One exception to the lifting of the face mask mandate is for schools. Grades K-12 will continue to require face masks for the rest of the school year.

The date of April 6 was chosen because it coincides with the end of the NCAA men’s basketball tournament currently being held in Indianapolis. This date allows more time for people to get vaccinations, too. Critics say it is too soon and worry that what happened in past months will happen again. When Gov.

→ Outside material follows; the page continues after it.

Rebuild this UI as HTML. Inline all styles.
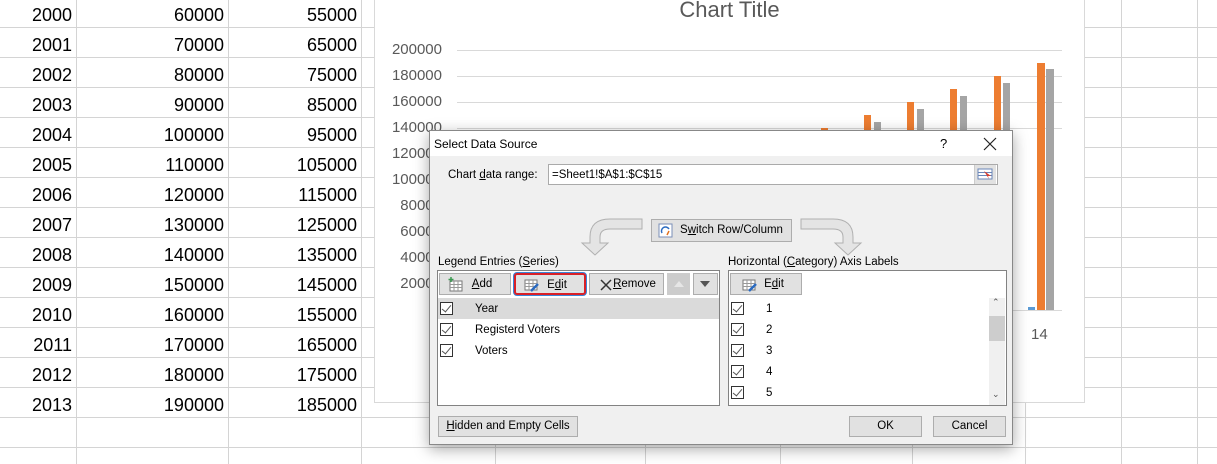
<!DOCTYPE html>
<html><head><style>
*{box-sizing:border-box;margin:0;padding:0}
body{width:1217px;height:464px;overflow:hidden;background:#fff;position:relative;font-family:"Liberation Sans",sans-serif}
.a{position:absolute}
.hl{position:absolute;height:1px;background:#d4d4d4}
.vl{position:absolute;width:1px;background:#d4d4d4}
.num{position:absolute;font-size:18px;color:#000;text-align:right;line-height:30px}
.dlg{font-size:11.5px;color:#000}
.btn{position:absolute;background:#e1e1e1;border:1px solid #adadad;font-size:11.5px;text-align:center;line-height:19px}
.cb{position:absolute;width:13px;height:13px;border:1px solid #333;background:#fff}
.cb:after{content:"";position:absolute;left:3px;top:0px;width:4px;height:8px;border-right:1.5px solid #555;border-bottom:1.5px solid #555;transform:rotate(40deg)}
.yl{position:absolute;font-size:15px;color:#595959;text-align:right;width:60px;left:382px}
</style></head><body>
<div class="hl" style="left:0;top:27px;width:1217px"></div>
<div class="hl" style="left:0;top:57px;width:1217px"></div>
<div class="hl" style="left:0;top:87px;width:1217px"></div>
<div class="hl" style="left:0;top:117px;width:1217px"></div>
<div class="hl" style="left:0;top:147px;width:1217px"></div>
<div class="hl" style="left:0;top:177px;width:1217px"></div>
<div class="hl" style="left:0;top:207px;width:1217px"></div>
<div class="hl" style="left:0;top:237px;width:1217px"></div>
<div class="hl" style="left:0;top:267px;width:1217px"></div>
<div class="hl" style="left:0;top:297px;width:1217px"></div>
<div class="hl" style="left:0;top:327px;width:1217px"></div>
<div class="hl" style="left:0;top:357px;width:1217px"></div>
<div class="hl" style="left:0;top:387px;width:1217px"></div>
<div class="hl" style="left:0;top:417px;width:1217px"></div>
<div class="hl" style="left:0;top:447px;width:1217px"></div>
<div class="vl" style="left:76px;top:0;height:464px"></div>
<div class="vl" style="left:228px;top:0;height:464px"></div>
<div class="vl" style="left:361px;top:0;height:464px"></div>
<div class="vl" style="left:495px;top:0;height:464px"></div>
<div class="vl" style="left:645px;top:0;height:464px"></div>
<div class="vl" style="left:780px;top:0;height:464px"></div>
<div class="vl" style="left:912px;top:0;height:464px"></div>
<div class="vl" style="left:1025px;top:0;height:464px"></div>
<div class="vl" style="left:1121px;top:0;height:464px"></div>
<div class="vl" style="left:1197px;top:0;height:464px"></div>
<div class="num" style="left:0;top:0;width:72px">2000<br>2001<br>2002<br>2003<br>2004<br>2005<br>2006<br>2007<br>2008<br>2009<br>2010<br>2011<br>2012<br>2013</div>
<div class="num" style="left:80px;top:0;width:144px">60000<br>70000<br>80000<br>90000<br>100000<br>110000<br>120000<br>130000<br>140000<br>150000<br>160000<br>170000<br>180000<br>190000</div>
<div class="num" style="left:232px;top:0;width:125px">55000<br>65000<br>75000<br>85000<br>95000<br>105000<br>115000<br>125000<br>135000<br>145000<br>155000<br>165000<br>175000<br>185000</div>
<div class="a" style="left:374px;top:-1px;width:711px;height:404px;background:#fff;border:1px solid #d9d9d9"></div>
<div class="a" style="left:374px;top:-3px;width:711px;text-align:center;font-size:22px;color:#595959">Chart Title</div>
<svg class="a" style="left:0;top:0" width="1217" height="464">
<g stroke="#d9d9d9" stroke-width="1">
<line x1="457" x2="1062" y1="50.5" y2="50.5"/><line x1="457" x2="1062" y1="76.5" y2="76.5"/><line x1="457" x2="1062" y1="102.5" y2="102.5"/><line x1="457" x2="1062" y1="128.5" y2="128.5"/>
<line x1="457" x2="1062" y1="310.5" y2="310.5"/></g>
<g fill="#ed7d31"><rect x="821" y="128" width="7" height="182"/><rect x="864" y="115" width="7" height="195"/><rect x="907" y="102" width="7" height="208"/><rect x="950" y="89" width="7" height="221"/><rect x="994" y="76" width="7" height="234"/><rect x="1037" y="63" width="8" height="247"/></g>
<g fill="#a5a5a5"><rect x="874" y="122" width="7" height="188"/><rect x="917" y="109" width="7" height="201"/><rect x="960" y="96" width="7" height="214"/><rect x="1003" y="83" width="7" height="227"/><rect x="1046" y="69" width="8" height="241"/></g>
<rect x="1028" y="307" width="7" height="3" fill="#5b9bd5"/>
</svg>
<div class="yl" style="top:41px">200000</div>
<div class="yl" style="top:67px">180000</div>
<div class="yl" style="top:93px">160000</div>
<div class="yl" style="top:119px">140000</div>
<div class="yl" style="top:145px">120000</div>
<div class="yl" style="top:171px">100000</div>
<div class="yl" style="top:197px">80000</div>
<div class="yl" style="top:223px">60000</div>
<div class="yl" style="top:249px">40000</div>
<div class="yl" style="top:275px">20000</div>
<div class="a" style="left:1031px;top:326px;font-size:15px;color:#595959">14</div>
<div class="a dlg" style="left:429px;top:130px;width:584px;height:315px;background:#f0f0f0;border:1px solid #888;box-shadow:0 4px 14px rgba(0,0,0,.35)">
<div class="a" style="left:0;top:0;width:582px;height:25px;background:#fff"></div>
<div class="a" style="left:4px;top:6px;font-size:12px">Select Data Source</div>
<div class="a" style="left:510px;top:5px;font-size:13px">?</div>
<svg class="a" style="left:553px;top:6px" width="14" height="14"><path d="M1 1L13 13M13 1L1 13" stroke="#222" stroke-width="1.2"/></svg>
<div class="a" style="left:18px;top:38px">Chart <u>d</u>ata range:</div>
<div class="a" style="left:118px;top:33px;width:450px;height:21px;background:#fff;border:1px solid #aaa"></div>
<div class="a" style="left:122px;top:38px">=Sheet1!$A$1:$C$15</div>
<div class="a" style="left:544px;top:34px;width:22px;height:19px;background:#e1e1e1;border-left:1px solid #ccc"><svg width="20" height="18"><rect x="3" y="4" width="14" height="10" fill="#fff" stroke="#6a86b8"/><line x1="3" y1="7.5" x2="17" y2="7.5" stroke="#6a86b8"/><line x1="3" y1="10.5" x2="17" y2="10.5" stroke="#6a86b8"/><path d="M9 6l7 5-3 0 1 3z" fill="#d83b2c"/></svg></div>
<svg class="a" style="left:150px;top:86px" width="290" height="40"><path d="M62 2H30Q10 2 10 20V26H2L15 38L28 26H20V20Q20 12 30 12H62Z" fill="#e4e4e4" stroke="#b0b0b0"/><path d="M221 2H253Q273 2 273 20V26H281L268 38L255 26H263V20Q263 12 253 12H221Z" fill="#e4e4e4" stroke="#b0b0b0"/></svg>
<div class="btn" style="left:221px;top:88px;width:141px;height:23px;line-height:21px;padding-left:20px">S<u>w</u>itch Row/Column</div>
<svg class="a" style="left:228px;top:92px" width="16" height="16"><rect x="1" y="1" width="13" height="13" fill="#fff" stroke="#7a8fb8"/><path d="M4 10A4 4 0 0 1 11 6" stroke="#2a6ac0" fill="none" stroke-width="1.5"/><path d="M11 8l-2 4" stroke="#e07020" stroke-width="1.5"/></svg>
<div class="a" style="left:8px;top:125px">Legend Entries (<u>S</u>eries)</div>
<div class="a" style="left:298px;top:125px">Horizontal (<u>C</u>ategory) Axis Labels</div>
<div class="a" style="left:7px;top:139px;width:283px;height:136px;background:#fff;border:1px solid #828282"></div>
<div class="a" style="left:298px;top:139px;width:279px;height:136px;background:#fff;border:1px solid #828282"></div>
<div class="btn" style="left:9px;top:142px;width:72px;height:22px;line-height:20px;padding-left:14px"><u>A</u>dd</div>
<div class="btn" style="left:84px;top:142px;width:72px;height:22px;line-height:20px;padding-left:14px;border:2px solid #d92027;border-radius:3px;box-shadow:0 0 0 1px #3a86d8">E<u>d</u>it</div>
<div class="btn" style="left:159px;top:142px;width:75px;height:22px;line-height:20px;padding-left:16px"><u>R</u>emove</div>
<div class="btn" style="left:237px;top:142px;width:23px;height:22px;background:#ccc;border-color:#ccc"></div>
<div class="btn" style="left:263px;top:142px;width:25px;height:22px"></div>
<svg class="a" style="left:18px;top:145px" width="180" height="18"><rect x="2" y="5" width="12" height="10" fill="#fff" stroke="#777"/><path d="M2 8.5H14M2 11.5H14M6 5V15M10 5V15" stroke="#999"/><path d="M3 1V6M0.5 3.5H5.5" stroke="#3a9a50" stroke-width="1.5"/>
<g transform="translate(75 0)"><rect x="2" y="4" width="12" height="10" fill="#fff" stroke="#777"/><path d="M2 7.5H14M2 10.5H14M6 4V14M10 4V14" stroke="#999"/><path d="M8 15L15 8" stroke="#2a6ac0" stroke-width="2.5"/></g>
<path d="M153 4L163 14M163 4L153 14" stroke="#333" stroke-width="1.5"/></svg>
<svg class="a" style="left:237px;top:142px" width="52" height="22"><path d="M7 14L12 8L17 14Z" fill="#e6e6e6"/><path d="M33 8L38 14L43 8Z" fill="#555"/></svg>
<div class="btn" style="left:300px;top:142px;width:72px;height:22px;line-height:20px;padding-left:16px">E<u>d</u>it</div>
<svg class="a" style="left:311px;top:145px" width="18" height="18"><rect x="2" y="4" width="12" height="10" fill="#fff" stroke="#777"/><path d="M2 7.5H14M2 10.5H14M6 4V14M10 4V14" stroke="#999"/><path d="M8 15L15 8" stroke="#2a6ac0" stroke-width="2.5"/></svg>
<div class="a" style="left:8px;top:167px;width:281px;height:21px;background:#dadada"></div>
<div class="cb" style="left:10px;top:171px"></div><div class="a" style="left:45px;top:172px">Year</div>
<div class="cb" style="left:10px;top:192px"></div><div class="a" style="left:45px;top:193px">Registerd Voters</div>
<div class="cb" style="left:10px;top:213px"></div><div class="a" style="left:45px;top:214px">Voters</div>
<div class="cb" style="left:301px;top:171px"></div><div class="a" style="left:336px;top:172px">1</div>
<div class="cb" style="left:301px;top:192px"></div><div class="a" style="left:336px;top:193px">2</div>
<div class="cb" style="left:301px;top:213px"></div><div class="a" style="left:336px;top:214px">3</div>
<div class="cb" style="left:301px;top:234px"></div><div class="a" style="left:336px;top:235px">4</div>
<div class="cb" style="left:301px;top:255px"></div><div class="a" style="left:336px;top:256px">5</div>
<div class="a" style="left:559px;top:167px;width:16px;height:107px;background:#f0f0f0"></div>
<div class="a" style="left:559px;top:185px;width:16px;height:25px;background:#cdcdcd"></div>
<div class="a" style="left:562px;top:166px;font-size:9px;color:#555">⌃</div>
<div class="a" style="left:562px;top:258px;font-size:9px;color:#555">⌄</div>
<div class="btn" style="left:8px;top:285px;width:140px;height:21px"><u>H</u>idden and Empty Cells</div>
<div class="btn" style="left:419px;top:285px;width:73px;height:21px">OK</div>
<div class="btn" style="left:503px;top:285px;width:73px;height:21px">Cancel</div>
</div>
</body></html>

Holcomb lifted some restrictions last fall, the numbers went back up and then spiked.

But some health experts worry it is premature to lift the statewide restrictions, pointing to the steep increase in hospitalizations and deaths the state saw beginning in September after the governor lifted most business restrictions before reinstating crowd limits after winning reelection in November.

“We put a lot of restrictions in place last year, there was some initial hesitation by some parts of the population to comply with some of those orders,” said Brian Dixon, an epidemiologist at Indiana University’s Fairbanks School of Public Health. “And then what we saw in the fall is that rates went up, they skyrocketed because people were not following precautions.”

The medical community is more cautious as a general rule than the public so criticism from that community is not unusual. April will not look like last September, though. Now a large number of the population is being vaccinated against the coronavirus and there are those who have the antibodies from past exposure. Herd immunity is on the horizon if predictions hold. There is reason for optimism that the end of this pandemic is coming.

The public health emergency declared by Holcomb will remain in place through April which allows state officials the ability to take quick action if needed while giving the state access to federal funding. Holcomb’s speech was delivered on the one-year anniversary of the state’s stay-at-home order that lasted for six weeks. He noted that businesses stayed open when other states shut down and said the state was able to balance its response to allow Hoosiers to persevere.

Indiana’s COVID hospitalizations and death rates have fallen by more than 80% since December peaks.

Just as we see more states opening up vaccinations to all of their residents in order to speed the delivery of shots in arms, this trend in governors making decisions to open back up to more normal levels and reduce mandate restrictions will continue. The facts on the ground in many states this spring look very different than they did last fall. In Texas, some in the medical community criticize Governor Abbott’s decision to end the mask mandate. It is happening in Indiana, too.

Dr. Richard Feldman, who was state health commissioner under Democratic Gov. Frank O’Bannon, said he was concerned Holcomb was reacting to pressure to more fully reopen the state’s economy.

“From a public health and physician standpoint, I really believe that we are not ready to open up fully,” Feldman said. “We’re not ready to give up on or discontinue the mitigation strategies of distancing, hand washing — and most of all, masks. I don’t think we’re ready for that. There’s not enough of our population that has been immunized.”

The medical community has become as political as the general public, it appears. The governors making decisions to cautiously reopen their states have all encouraged continuing personal responsibility and common-sense measures. If people don’t act responsibly in public, governors can make necessary adjustments. Otherwise, we’ll never get to a place where states can reopen and post-pandemic life can begin.